Les langues scandinaves disposent de ce que l’on appelle une forme médio-passive du verbe qui, comme son nom savant l’indique se situe grammaticalement et mentalement à mi-chemin entre l’actif (je vis) et le passif résolu (je suis vécu). Or j’ai traduit par « la vie me vit » pour rendre cette exultation panique, si chère aux Scandinaves, devant la conscience mi-exaltée, mi-désespérée d’une force que la Nature infuse en vous, que vous ne pouvez refuser et qui justifie votre présence ici-bas. (Page 70)

Il existe un proverbe qui dit que lorsqu’un Danois éternue, il y a aussitôt un Suédois pour se moucher, et vous pouvez intervertir les composants en ajoutant les Norvégiens.
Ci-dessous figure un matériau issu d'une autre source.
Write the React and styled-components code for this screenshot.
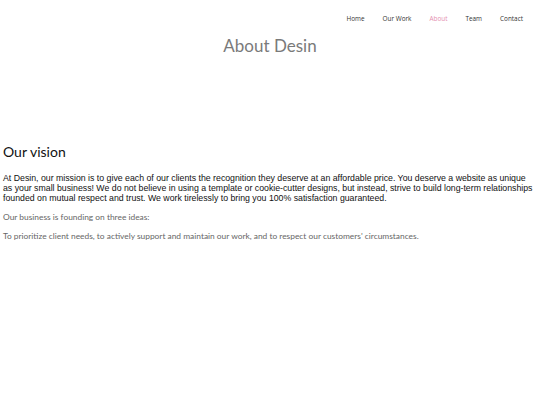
import React from 'react';
import styled, { createGlobalStyle } from 'styled-components';

const Global = createGlobalStyle`
  html, body {
    margin: 0;
    padding: 0;
    background: #fff;
  }
`;

const Page = styled.div`
  width: 540px;
  padding: 0 3px;
  box-sizing: border-box;
`;

const Nav = styled.nav`
  display: flex;
  justify-content: flex-end;
  gap: 18px;
  padding: 14px 14px 0 0;
  font-family: 'Open Sans', sans-serif;
  font-size: 6.4px;
  font-weight: 400;
`;

const NavLink = styled.a`
  color: ${(p) => (p.active ? '#e58fb0' : '#333')};
  text-decoration: none;
  line-height: 10px;
`;

const Title = styled.h1`
  margin: 11px 0 0;
  text-align: center;
  font-family: Lato, sans-serif;
  font-weight: 400;
  font-size: 17px;
  line-height: 22px;
  color: #7a7a7a;
`;

const Section = styled.section`
  margin-top: 86px;
`;

const Heading = styled.h2`
  margin: 0;
  font-family: Lato, sans-serif;
  font-weight: 400;
  font-size: 14px;
  line-height: 18px;
  color: #111;
`;

const Lead = styled.p`
  margin: 12px 0 0;
  font-family: 'Liberation Sans', Arial, sans-serif;
  font-size: 8.75px;
  line-height: 10px;
  color: #111;
`;

const Note = styled.p`
  margin: ${(p) => p.gap}px 0 0;
  font-family: Lato, sans-serif;
  font-weight: 400;
  font-size: 8.4px;
  line-height: 11px;
  color: #666;
`;

export default function App() {
  const links = ['Home', 'Our Work', 'About', 'Team', 'Contact'];
  return (
    <Page>
      <Global />
      <Nav>
        {links.map((l) => (
          <NavLink key={l} href="#" active={l === 'About' ? 1 : 0}>
            {l}
          </NavLink>
        ))}
      </Nav>
      <Title>About Desin</Title>
      <Section>
        <Heading>Our vision</Heading>
        <Lead>
          At Desin, our mission is to give each of our clients the recognition they deserve at an affordable price. You deserve a website as unique as your small business! We do not believe in using a template or cookie-cutter designs, but instead, strive to build long-term relationships founded on mutual respect and trust. We work tirelessly to bring you 100% satisfaction guaranteed.
        </Lead>
        <Note gap={9}>Our business is founding on three ideas:</Note>
        <Note gap={8}>
          To prioritize client needs, to actively support and maintain our work, and to respect our customers' circumstances.
        </Note>
      </Section>
    </Page>
  );
}
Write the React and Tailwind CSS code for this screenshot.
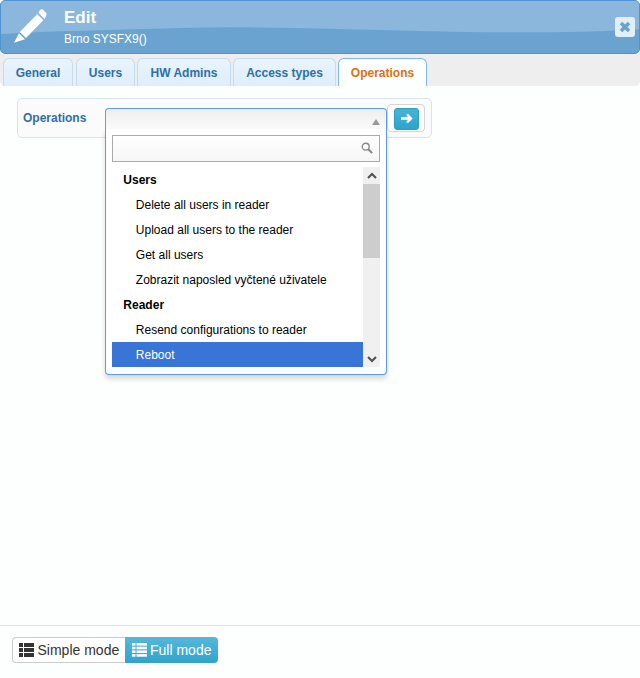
import React from "react";

const Pencil = () => (
  <svg width="36" height="36" viewBox="0 0 36 36" className="block">
    <path d="M1 34.7 L6 25.3 L12 31.3 Z" fill="#fff" />
    <path d="M6.8 24 L24.3 6 L30.3 12.3 L13 30 Z" fill="#fff" />
    <path d="M25.5 4.7 L27 2 Q28.5 0.6 30 1.6 L33.2 5 Q34 6.5 33 8 L31.5 11 Z" fill="#fff" />
  </svg>
);

const Tab = ({ children, active, w }) => (
  <div
    className={`h-7 rounded-t-[6px] border border-b-0 flex items-center justify-center text-xs font-bold ${w} ${
      active
        ? "border-[#7db8ee] bg-gradient-to-b from-[#ffffff] to-[#fdfefe] text-[#e0700f]"
        : "border-[#c5dbee] bg-gradient-to-b from-[#e9f4fd] to-[#deeefb] text-[#2f6fa8]"
    }`}
  >
    {children}
  </div>
);

const Item = ({ children, selected }) => (
  <div className={`h-[25px] pl-[23.5px] flex items-center text-xs ${selected ? "bg-[#3875d7] text-white" : "text-black"}`}>
    {children}
  </div>
);

const Group = ({ children }) => <div className="h-[25px] pl-[11px] flex items-center text-xs font-bold text-black">{children}</div>;

const LargeIcon = () => (
  <svg width="15" height="14" viewBox="0 0 15 14" className="block">
    {[0, 5, 10].map((y) => (
      <g key={y} fill="#333333">
        <rect x="0" y={y} width="4" height="4" />
        <rect x="5" y={y} width="10" height="4" />
      </g>
    ))}
  </svg>
);

const ListIcon = () => (
  <svg width="15" height="14" viewBox="0 0 15 14" className="block">
    {[0, 3.7, 7.4, 11.1].map((y) => (
      <g key={y} fill="#ffffff">
        <rect x="0" y={y} width="3.5" height="2.6" />
        <rect x="4.5" y={y} width="10.5" height="2.6" />
      </g>
    ))}
  </svg>
);

export default function App() {
  return (
    <div className="w-[640px] h-[678px] bg-[#fdfefe] flex flex-col font-['Liberation_Sans',Arial,sans-serif]">
      <div className="relative h-[54px] shrink-0 rounded-[5px] border border-[#4f94d0] bg-[#6ba3d0] overflow-hidden flex items-start">
        <svg className="absolute left-0 top-0" width="640" height="54" viewBox="0 0 640 54" preserveAspectRatio="none">
          <path d="M0 0 H640 V28 C580 32 500 32 420 30 C340 28 260 25 180 27 C110 29 50 30 0 33 Z" fill="#8ab7db" />
        </svg>
        <div className="relative ml-[12px] mt-[7px]">
          <Pencil />
        </div>
        <div className="relative ml-[15px] text-white">
          <div className="text-[17px] font-bold leading-[18px] mt-[8px]">Edit</div>
          <div className="text-xs leading-[14px] mt-[5px]">Brno SYSFX9()</div>
        </div>
        <div className="relative ml-auto mr-[4px] mt-[16px] w-5 h-5 rounded-[3px] bg-[#e2eef8] flex items-center justify-center">
          <svg width="12" height="12" viewBox="0 0 12 12">
            <path d="M2 2 L10 10 M10 2 L2 10" stroke="#6ba3d0" strokeWidth="3.6" />
          </svg>
        </div>
      </div>

      <div className="h-8 shrink-0 bg-[#eeeeee] rounded-b-[5px] flex items-end pl-[3px] gap-[2px]">
        <Tab w="w-[70px] mr-px">General</Tab>
        <Tab w="w-[59px]">Users</Tab>
        <Tab w="w-[94px]">HW Admins</Tab>
        <Tab w="w-[103px]">Access types</Tab>
        <Tab w="w-[89px]" active>Operations</Tab>
      </div>

      <div className="flex-1 min-h-0 pt-3 pl-[17px]">
        <div className="relative w-[415px] h-10 rounded-[5px] border border-[#d5e4f2] bg-[#fbfbfb] flex items-start">
          <div className="ml-[5px] mt-[12px] text-xs font-bold leading-[14px] text-[#2f6fa8]">Operations</div>
          <div className="relative ml-[19px] mt-[9px] w-[282px] h-[22px]">
            <div className="h-[22px] rounded-t-[4px] border border-[#5b9bf5] border-b-[#aaaaaa] bg-gradient-to-b from-[#eeeeee] to-[#fafafa] relative">
              <svg width="8" height="6" viewBox="0 0 8 6" className="absolute right-[6px] top-[10px]">
                <path d="M4 0 L8 6 L0 6 Z" fill="#999" />
              </svg>
            </div>
            <div className="absolute z-10 left-0 right-0 top-[21px] h-[246px] bg-white border border-[#5b9bf5] border-t-0 rounded-b-[4px] shadow-[0_4px_5px_rgba(0,0,0,0.15)] px-[6px] pt-[6px]">
              <div className="h-[27px] border border-[#aaaaaa] bg-gradient-to-b from-[#ffffff] to-[#f6f6f6] relative">
                <svg width="12" height="12" viewBox="0 0 14 14" className="absolute right-[6px] top-[6px]">
                  <circle cx="5.5" cy="5.5" r="4" fill="none" stroke="#888" strokeWidth="1.6" />
                  <path d="M8.5 8.5 L13 13" stroke="#888" strokeWidth="2.4" />
                </svg>
              </div>
              <div className="relative mt-[5px] h-[200px] flex">
                <div className="flex-1 min-w-0">
                  <Group>Users</Group>
                  <Item>Delete all users in reader</Item>
                  <Item>Upload all users to the reader</Item>
                  <Item>Get all users</Item>
                  <Item>Zobrazit naposled vyčtené uživatele</Item>
                  <Group>Reader</Group>
                  <Item>Resend configurations to reader</Item>
                  <Item selected>Reboot</Item>
                </div>
                <div className="w-[17px] bg-[#f0f0f0] flex flex-col">
                  <div className="h-[17px] flex items-center justify-center">
                    <svg width="10" height="8" viewBox="0 0 10 8"><path d="M1 6 L5 2 L9 6" fill="none" stroke="#505050" strokeWidth="2" /></svg>
                  </div>
                  <div className="h-[74px] bg-[#cdcdcd]" />
                  <div className="flex-1" />
                  <div className="h-[17px] flex items-center justify-center">
                    <svg width="10" height="8" viewBox="0 0 10 8"><path d="M1 2 L5 6 L9 2" fill="none" stroke="#505050" strokeWidth="2" /></svg>
                  </div>
                </div>
              </div>
            </div>
          </div>
          <div className="mt-[5px] w-[38px] h-[28px] rounded-[4px] border border-[#d5d5d5] bg-white flex items-center justify-center">
            <div className="w-[25px] h-[22px] mt-px rounded-[3px] bg-gradient-to-b from-[#46b4d6] to-[#2fa3cc] border border-[#2b9cc4] flex items-center justify-center">
              <svg width="13" height="11" viewBox="0 0 13 11">
                <path d="M1 5.5 H10 M7 1.5 L11 5.5 L7 9.5" fill="none" stroke="#fff" strokeWidth="2.4" />
              </svg>
            </div>
          </div>
        </div>
      </div>

      <div className="h-[53px] shrink-0 border-t border-[#e2e2e2] pl-3 pt-[11px]">
        <div className="flex w-[206px] h-[26px] text-[14px]">
          <div className="w-[113px] rounded-l-[4px] border border-r-0 border-[#cccccc] bg-white text-[#333333] flex items-center pl-[6px] gap-[3.5px]">
            <LargeIcon />
            <span>Simple mode</span>
          </div>
          <div className="flex-1 rounded-r-[4px] bg-gradient-to-b from-[#55b8d9] to-[#2fa3cc] text-white flex items-center pl-[7px] gap-[3px]">
            <ListIcon />
            <span>Full mode</span>
          </div>
        </div>
      </div>
    </div>
  );
}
Vous n’oubliez pas qu’ils se lisent mutuellement sans peine et qu’ils se comprennent aussi, mais pas les Islandais.
Et il faut tenir compte du luthéranisme. De ses tropismes moraux, de son éthique de groupe, de son attention extrême au regard d’autrui. J’ai déjà cité  ce man gör inte så (« on ne fait pas ainsi ») qui aurait souvent tendance à stériliser les initiatives personnelles. J’avais un ami suédois qui avait coutume de dire que tout Suédois est tout à fait libre de faire ce que font les neuf millions d’autres Suédois. […] J’écris, donc nous sommes, me disait un romancier norvégien de mes amis. (Page 92)
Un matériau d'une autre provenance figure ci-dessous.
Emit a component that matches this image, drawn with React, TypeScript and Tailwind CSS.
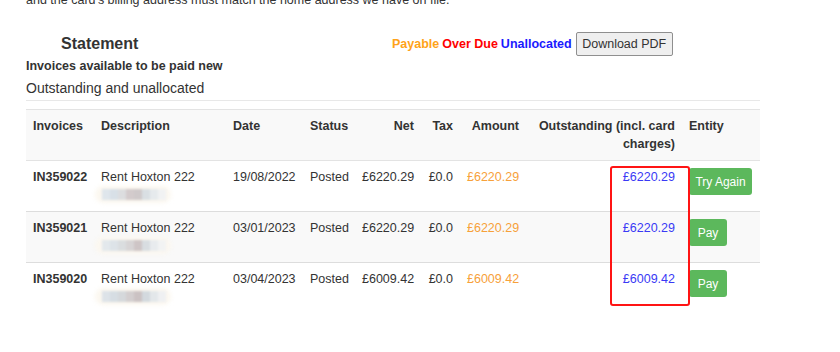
import React from "react";

const font = { fontFamily: '"Liberation Sans", Arial, sans-serif' };

function Blur({ tones }: { tones: string[] }) {
  return (
    <div className="mt-[3px] h-[15px] w-[66px] relative">
      <div className="absolute left-[-6px] top-[-3px] h-[17px] w-[76px] rounded-full bg-[#fbf7ef] blur-[2px]" />
      <div className="absolute left-[1px] top-0 flex h-[11px] blur-[0.8px]">
        {tones.map((c, i) => (
          <div key={i} className="h-[11px] w-[8px]" style={{ backgroundColor: c }} />
        ))}
      </div>
    </div>
  );
}

type Row = {
  inv: string;
  date: string;
  net: string;
  amt: string;
  btn: string;
  w: string;
  bg: string;
  tones: string[];
};

const rows: Row[] = [
  {
    inv: "IN359022",
    date: "19/08/2022",
    net: "£6220.29",
    amt: "£6220.29",
    btn: "Try Again",
    w: "w-[63px]",
    bg: "bg-white",
    tones: ["#dfe6ec", "#d8e0e7", "#dcdddf", "#d3cbcc", "#cfc9ca", "#d9dfe3", "#e6eaed", "#f1f2f3"],
  },
  {
    inv: "IN359021",
    date: "03/01/2023",
    net: "£6220.29",
    amt: "£6220.29",
    btn: "Pay",
    w: "w-[38px]",
    bg: "bg-[#f9f9f9]",
    tones: ["#e3e8ec", "#dde3e8", "#dadddf", "#d7d4d5", "#cec5c6", "#d8dde1", "#e8ebee", "#f2f3f3"],
  },
  {
    inv: "IN359020",
    date: "03/04/2023",
    net: "£6009.42",
    amt: "£6009.42",
    btn: "Pay",
    w: "w-[38px]",
    bg: "bg-white",
    tones: ["#dde3e8", "#d6dde3", "#d5d8db", "#d3cecf", "#cbc2c3", "#d3d9de", "#e3e7ea", "#eff0f2"],
  },
];

export default function App() {
  const th = "px-[7px] pt-[7px] pb-[7px] align-top font-bold leading-[18px]";
  const td = "px-[7px] pt-[7px] pb-[7px] align-top leading-[18px]";
  return (
    <div
      className="relative h-[352px] w-[840px] overflow-hidden bg-white text-[12.5px] text-[#333]"
      style={font}
    >
      <div className="ml-[26px] w-[734px]">
        <div className="mt-[-9px] leading-[18px] whitespace-nowrap text-[#333]">
          and the card's billing address must match the home address we have on file.
        </div>

        <div className="mt-[23px] flex h-[24px] items-center">
          <div className="w-[366px] pl-[35px] text-[16px] font-bold text-[#333]">Statement</div>
          <div className="flex items-center font-bold">
            <span className="text-[#ffa31a]">Payable</span>
            <span className="ml-[3px] text-[#ff0000]">Over Due</span>
            <span className="ml-[3px] text-[#1a1aff]">Unallocated</span>
            <button className="ml-[4px] h-[24px] w-[97px] rounded-[2px] border border-[#8f8f8f] bg-[#efefef] text-[12.5px] font-normal text-[#333]">
              Download PDF
            </button>
          </div>
        </div>

        <div className="mt-[1px] font-bold leading-[18px]">Invoices available to be paid new</div>
        <div className="mt-[3px] text-[14px] leading-[20px]">Outstanding and unallocated</div>
        <div className="mt-[2px] border-t border-[#e8e8e8]" />

        <table className="mt-[8px] w-[734px] table-fixed border-collapse">
          <colgroup>
            <col className="w-[68px]" />
            <col className="w-[132px]" />
            <col className="w-[77px]" />
            <col className="w-[52px]" />
            <col className="w-[66px]" />
            <col className="w-[39px]" />
            <col className="w-[66px]" />
            <col className="w-[156px]" />
            <col className="w-[78px]" />
          </colgroup>
          <thead>
            <tr className="border-t border-b border-[#e3e3e3] bg-[#f9f9f9]">
              <th className={`${th} text-left`}>Invoices</th>
              <th className={`${th} text-left`}>Description</th>
              <th className={`${th} text-left`}>Date</th>
              <th className={`${th} text-left pr-0`}>Status</th>
              <th className={`${th} text-right`}>Net</th>
              <th className={`${th} text-right`}>Tax</th>
              <th className={`${th} text-right`}>Amount</th>
              <th className={`${th} text-right pl-[12px]`}>Outstanding (incl. card charges)</th>
              <th className={`${th} text-left`}>Entity</th>
            </tr>
          </thead>
          <tbody>
            {rows.map((r, i) => (
              <tr key={r.inv} className={`${r.bg} ${i < rows.length - 1 ? "border-b border-[#dddddd]" : ""}`}>
                <td className={`${td} font-bold`}>{r.inv}</td>
                <td className={td}>
                  <div>Rent Hoxton 222</div>
                  <Blur tones={r.tones} />
                </td>
                <td className={td}>{r.date}</td>
                <td className={`${td} pr-0`}>Posted</td>
                <td className={`${td} text-right`}>{r.net}</td>
                <td className={`${td} text-right`}>£0.0</td>
                <td className={`${td} text-right text-[#f7a13a]`}>{r.amt}</td>
                <td className={`${td} text-right text-[#3a3af5]`}>{r.amt}</td>
                <td className={`${td}`}>
                  <button
                    className={`${r.w} h-[27px] whitespace-nowrap rounded-[3px] bg-[#5cb85c] px-0 text-[12px] text-white`}
                  >
                    {r.btn}
                  </button>
                </td>
              </tr>
            ))}
          </tbody>
        </table>
      </div>

      <div className="absolute left-[610px] top-[166px] h-[140px] w-[80px] rounded-[3px] border-2 border-[#ff1414]" />
    </div>
  );
}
Je me suis souvent demandé : souffrent-ils de cette vacuité ? nourrissent-ils une sorte de désespoir en face de cette incapacité à dire, à se dire ? Les limites que leur oppose la volonté de se manifester sont-elles irréfragables ? Il existe dans toutes ces langues un verbe grubbla, grubble, bien difficile à rendre dans notre langue et qui pourrait convoyer une signification : penser en ruminant, ruminer sa pensée, rêvasser, rouler dans sa tête – et qui me semble exprimer parfaitement l’état mental dont je suis en train de faire le tour. De là viennent ces regards qui vous regardent sans vous voir, qui vous confondent avec la tapisserie située derrière vous. […] Un excellent écrivain suédois, Olof Lagercrantz, m’a dit un jour : « Un écrivain, c’est un homme qui parvient à se dire. » On répondra que la formulation est des plus banales, sauf si l’on prend la peine de faire attention au pronominal réfléchi. (Page 113)

Mais cet essai, pourtant court, ouvert sur cent autres livres, demeure inépuisable.